On May 2, 2023, the Screenwriters Guild of America said enough is enough and brought Hollywood to a halt, demanding improved working conditions and limits on artificial intelligence. The strike, which was subsequently joined by actors represented by the Screen Actors Guild-American Federation of Television and Radio Artists (SAG-AFTRA), has halted the production of countless films and television series, generating a climate of instability for thousands of people who make a living from the sector and now find themselves in a complicated financial situation. Behind every visible face of the film and television industry are many screenwriters and other workers, the vast majority of whom are neither rich nor famous. Numerous ways to bridge this economic gap have emerged, such as donations from celebrities including George and Amal Clooney, Jennifer Lopez and Ben Affleck, Ryan Reynolds and Blake Lively, Leonardo DiCaprio, Nicole Kidman, and Julia Roberts, among many others, totaling at least $12 million.
However, no formula has yet been as ingenious and eye-catching as that of The Union Solidarity Coalition (TUSC), whose online auction offers bizarre lots such as Lena Dunham painting a mural in your house (current bidding stands at $5,100), a West Hollywood bar crawl with Dolly de Leon ($610), having Adam Scott walk your dog for $3,050 (or John Lithgow produce a watercolor painting of it for $4,450) and completing The New York Times crossword with the help of Natasha Lyonne ($6,100). The auction, which contains a total of 58 lots, ends on September 22 at 4 p.m. PT.
Founded during the summer by a group of Hollywood screenwriters and directors, The Union Solidarity Coalition is an organization to financially support the strike and its eBay auction is proving a success, both in terms of uptake and raising awareness of the strike on social media. While the majority of lots are clearly designed to be eye-catching — an exquisite corpse drawing Zoom with Charlie Day and Mary Elizabeth Ellis is currently going for a little over $2,000 — some of them do come with stipulations: Dunham, the creator of Girls, will only apply her artistic talents to a home in New York, Los Angeles or London, while Orange is the New Black star Lyonne will whittle through The New York Times crossword via Zoom and inside 15 minutes. Parks and Recreation star Scott’s dog-walking will last an hour, but will have to be for a Los Angeles-based pet. Stars including Nicole Kidman and Bob Odendirk will have a Zoom chat or come around for dinner as part of the initiative.
Other lots are more attainable for the wider film and television fan, with Maggie Gyllenhaal and Sarah Silverman offering 20 questions in 20 minutes online for $2,025 and $1,975 respectively at the current bidding. There is also memorabilia, such an original apron from The Bear, signed by the show’s star Jeremy Allen White ($2,225), a fedora owned and signed by Tom Waits ($6,720) or the original Lost Boys screenplay signed by Kiefer Sutherland, Jason Patric and Alex Winter ($1,775).
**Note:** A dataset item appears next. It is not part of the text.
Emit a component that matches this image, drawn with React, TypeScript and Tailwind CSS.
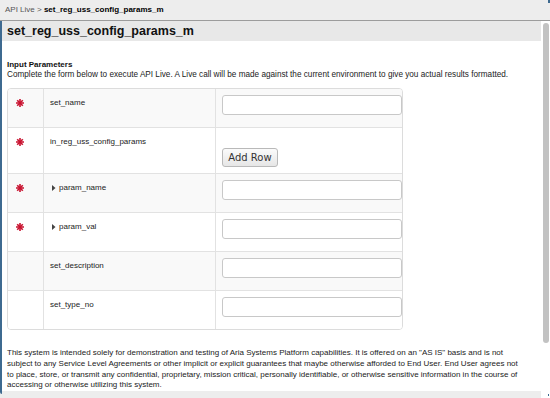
import React from "react";

const Star = () => (
  <svg width="8" height="8" viewBox="0 0 10 10" className="block">
    <g stroke="#c8102e" strokeWidth="2">
      <line x1="5" y1="0" x2="5" y2="10" />
      <line x1="0" y1="5" x2="10" y2="5" />
      <line x1="1.5" y1="1.5" x2="8.5" y2="8.5" />
      <line x1="8.5" y1="1.5" x2="1.5" y2="8.5" />
    </g>
  </svg>
);

type Row = { req: boolean; label: string; tri?: boolean; kind: "input" | "button" };

const rows: Row[] = [
  { req: true, label: "set_name", kind: "input" },
  { req: true, label: "in_reg_uss_config_params", kind: "button" },
  { req: true, label: "param_name", tri: true, kind: "input" },
  { req: true, label: "param_val", tri: true, kind: "input" },
  { req: false, label: "set_description", kind: "input" },
  { req: false, label: "set_type_no", kind: "input" },
];

export default function App() {
  return (
    <div
      className="w-[550px] h-[398px] bg-[#ededed] flex flex-col overflow-hidden relative text-[#222]"
      style={{ fontFamily: '"Liberation Sans", Arial, sans-serif' }}
    >
      <div className="absolute right-0 top-0 w-[2px] h-[3px] bg-[#3e6a90]" />
      <div className="absolute right-[1px] bottom-[2px] w-[1px] h-[2px] bg-[#3e6a90]" />
      {/* breadcrumb */}
      <div className="h-[21px] shrink-0 border-b border-[#9c9c9c] flex items-center pl-[5px] text-[8px] leading-[10px]">
        <span className="text-[#555]">API Live &gt;&nbsp;</span>
        <span className="font-bold text-black">set_reg_uss_config_params_m</span>
      </div>
      <div className="flex flex-1 min-h-0">
        <div className="w-[2px] bg-[#3e6a90] rounded-bl-[4px] mb-[4px]" />
        <div className="flex-1 flex flex-col min-w-0">
          <div className="h-[20px] shrink-0 bg-[#e8e8e8] flex items-center pl-[5px]">
            <span className="font-bold text-[12.5px] leading-[14px] text-[#111]">set_reg_uss_config_params_m</span>
          </div>
          <div className="bg-white h-[350px] pl-[5px] pt-[19px]">
            <div className="text-[8px] leading-[10px] font-bold text-[#111]">Input Parameters</div>
            <div className="text-[8.2px] leading-[10px] text-[#222]">
              Complete the form below to execute API Live. A Live call will be made against the current environment to give you actual results formatted.
            </div>
            <div className="mt-[8px] w-[396px] border border-[#dcdcdc] rounded-[4px] overflow-hidden">
              {rows.map((r, i) => (
                <div
                  key={r.label}
                  className={`grid grid-cols-[35px_172px_1fr] ${i > 0 ? "border-t border-[#e2e2e2]" : ""} ${i % 2 === 0 ? "bg-[#f9f9f9]" : "bg-white"}`}
                >
                  <div className="pl-[8px] pt-[10px]">{r.req && <Star />}</div>
                  <div className="border-l border-[#e2e2e2] pl-[6px] pt-[9px] text-[8px] leading-[10px] text-[#222] flex items-start">
                    {r.tri && (
                      <svg width="4" height="6" viewBox="0 0 4 6" className="mt-[2px] ml-[2px] mr-[3px] shrink-0">
                        <path d="M0 0 L3.5 3 L0 6 Z" fill="#444" />
                      </svg>
                    )}
                    <span>{r.label}</span>
                  </div>
                  <div className="border-l border-[#e2e2e2] pl-[6px] pr-[2px]">
                    {r.kind === "input" ? (
                      <div className="pt-[6px] pb-[12px]">
                        <div className="h-[20px] w-[180px] bg-white border border-[#c8c8c8] rounded-[3px]" />
                      </div>
                    ) : (
                      <div className="pt-[20px] pb-[6px]">
                        <button
                          className="h-[19px] w-[56px] rounded-[3px] border border-[#b9b9b9] bg-gradient-to-b from-[#fbfbfb] to-[#e6e6e6] text-[10px] leading-[10px] text-[#333] flex items-center justify-center"
                          style={{ fontFamily: '"DejaVu Sans", Verdana, sans-serif' }}
                        >
                          Add Row
                        </button>
                      </div>
                    )}
                  </div>
                </div>
              ))}
            </div>
            <div className="mt-[18px] text-[8px] leading-[10.8px] text-[#222]">
              This system is intended solely for demonstration and testing of Aria Systems Platform capabilities. It is offered on an "AS IS" basis and is not
              <br />
              subject to any Service Level Agreements or other implicit or explicit guarantees that maybe otherwise afforded to End User. End User agrees not
              <br />
              to place, store, or transmit any confidential, proprietary, mission critical, personally identifiable, or otherwise sensitive information in the course of
              <br />
              accessing or otherwise utilizing this system.
            </div>
          </div>
        </div>
        <div className="w-[9px] shrink-0 bg-white pl-[2px] pt-[2px]">
          <div className="w-[6px] h-[320px] rounded-full bg-[#c2c2c2]" />
        </div>
      </div>
    </div>
  );
}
“TUSC as an organization has two missions,” writer, director and producer Susanna Fogel told the Hollywood Reporter. “The first is fundraising to directly help crew who are suffering; the second is community-building events that can help give us that family feeling we experience on set when we’re working together. This auction is an encapsulation of both: It’s a way to raise money, but it’s also a way to demonstrate that we take care of each other.”
The auction soon attracted attention on social media, generating a series of copycat memes in which, for example, the director of Blue Velvet, Mulholland Drive and Twin Peaks, David Lynch, will help you varnish a cabinet for $10,000. Other users joked about paying $10,000 so that Toni Colette will scream at you non-stop during dinner or having Danny DeVito legally become your father for just over $2,000.
“We did not anticipate this,” said Fogel. “You can never predict what will go viral or catch fire online, but seeing the memes that have been generated is endlessly entertaining and so encouraging. It’s also so insane and wild. Hopefully, that translates into money raised, but it’s also just kind of giving us a nice boost of adrenaline.”